One of the major objectives of open hole logging in hydrocarbon exploration wells is to evaluate the fluid and fluid flow properties of the reservoir. Properties of particular interest include the relative fluid saturation at a given capillary pressure, the fluid flow permeabilities, and the fluid viscosities. These fluid flow properties are required to assess the economics of the reserve and for field development planning, such as the number of wells, well spacing, surface facilities, pipeline facilities, etc, which will be needed for production.
At present, these reservoir fluid flow parameters are determined using a variety of different approaches, including well flow testing, formation micro-test, coring and core analysis, and inference from continuous wireline well logging measurements. Each method is a trade-off between the cost of the measurement and the accuracy and associated uncertainties in the data and analysis. One of the advantages of continuous wireline logging is that it provides continuous data over the large reservoir intervals at much lower cost. The major disadvantage of current wireline logging measurements is that the fluid flow properties of the reservoir rock are inferred from measurements on non-flowing fluids, rather than measured directly on fluid flowing in the rock.

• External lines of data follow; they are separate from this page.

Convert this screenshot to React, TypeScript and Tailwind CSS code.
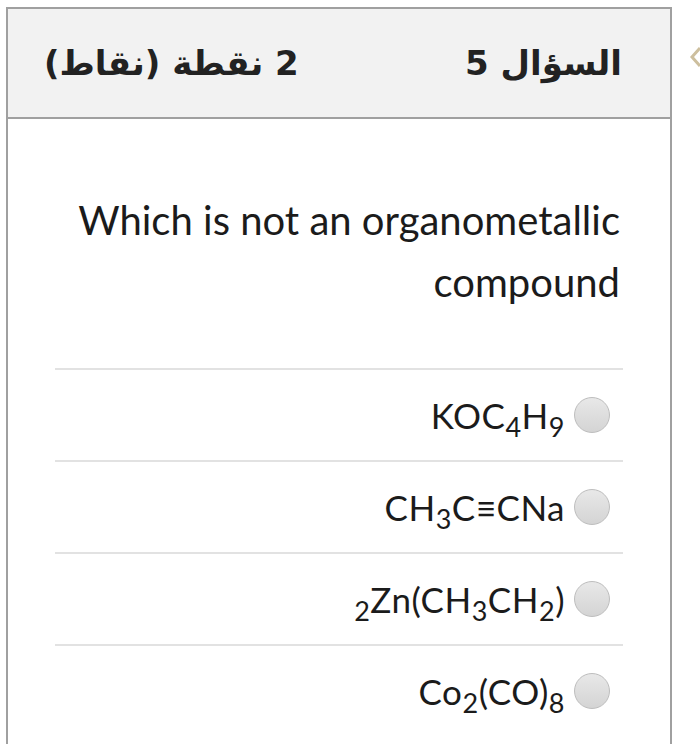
const options = [
  { key: "a", parts: [["KOC", ""], ["4", "sub"], ["H", ""], ["9", "sub"]] },
  { key: "b", parts: [["CH", ""], ["3", "sub"], ["C≡CNa", ""]] },
  { key: "c", parts: [["2", "sub"], ["Zn(CH", ""], ["3", "sub"], ["CH", ""], ["2", "sub"], [")", ""]] },
  { key: "d", parts: [["Co", ""], ["2", "sub"], ["(CO)", ""], ["8", "sub"]] },
];

const Radio = () => (
  <span className="block h-[36px] w-[36px] shrink-0 rounded-full border border-[#bdbdbd] bg-gradient-to-b from-[#e8e8e8] to-[#d4d4d4]" />
);

const App = () => {
  return (
    <div className="relative h-[744px] w-[700px] overflow-hidden bg-white pl-[6px] pt-[7px] font-['Lato',sans-serif] text-[#1b1b1b]">
      <div className="h-[800px] w-[666px] border-2 border-[#a0a0a0]">
        <div className="flex h-[110px] items-center justify-between border-b-2 border-[#a0a0a0] bg-[#f2f2f2] pl-[36px] pr-[48px] font-['DejaVu_Sans',sans-serif] text-[34px] font-bold text-[#222]">
          <span dir="rtl">2 نقطة (نقاط)</span>
          <span dir="rtl">السؤال 5</span>
        </div>

        <div className="pl-[47px] pr-[47px] pt-[70px]">
          <p className="pl-[20px] pr-[3px] text-right text-[40px] leading-[62px]">
            Which is not an organometallic compound
          </p>

          <div className="mt-[55px]">
            {options.map((opt) => (
              <div
                key={opt.key}
                className="flex h-[92px] items-center justify-end gap-[9px] border-t-2 border-[#e2e2e2] pr-[13px]"
              >
                <span dir="ltr" className="text-[35px] leading-none tracking-[0.5px]">
                  {opt.parts.map(([t, kind], i) =>
                    kind === "sub" ? (
                      <span key={i} className="relative top-[8px] text-[27px]">
                        {t}
                      </span>
                    ) : (
                      <span key={i}>{t}</span>
                    )
                  )}
                </span>
                <Radio />
              </div>
            ))}
          </div>
        </div>
      </div>

      <svg
        className="absolute left-[688px] top-[46px]"
        width="14"
        height="22"
        viewBox="0 0 14 22"
      >
        <path d="M12 2 L4 11 L12 20" fill="none" stroke="#cdbf9e" strokeWidth="3" />
      </svg>
    </div>
  );
};

export default App;
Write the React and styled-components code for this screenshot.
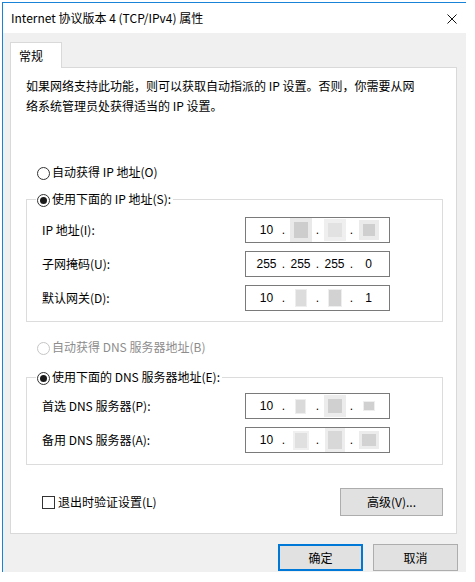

The fluid flow permeability, κ, is defined by Darcy's law:ν=−(κ/η)∇P where ν is the flow velocity, ∇P is the pressure gradient and κ/η, is the ratio of permeability to viscosity. The latter is also known as the fluid mobility. Typically, the direct measurement of permeability is obtained by laboratory core analysis. In these laboratory measurements, the viscosity of the fluid and pressure gradient are known and the velocity is measured. The permeability is then readily derived from data fitting using the Darcy law definition of permeability.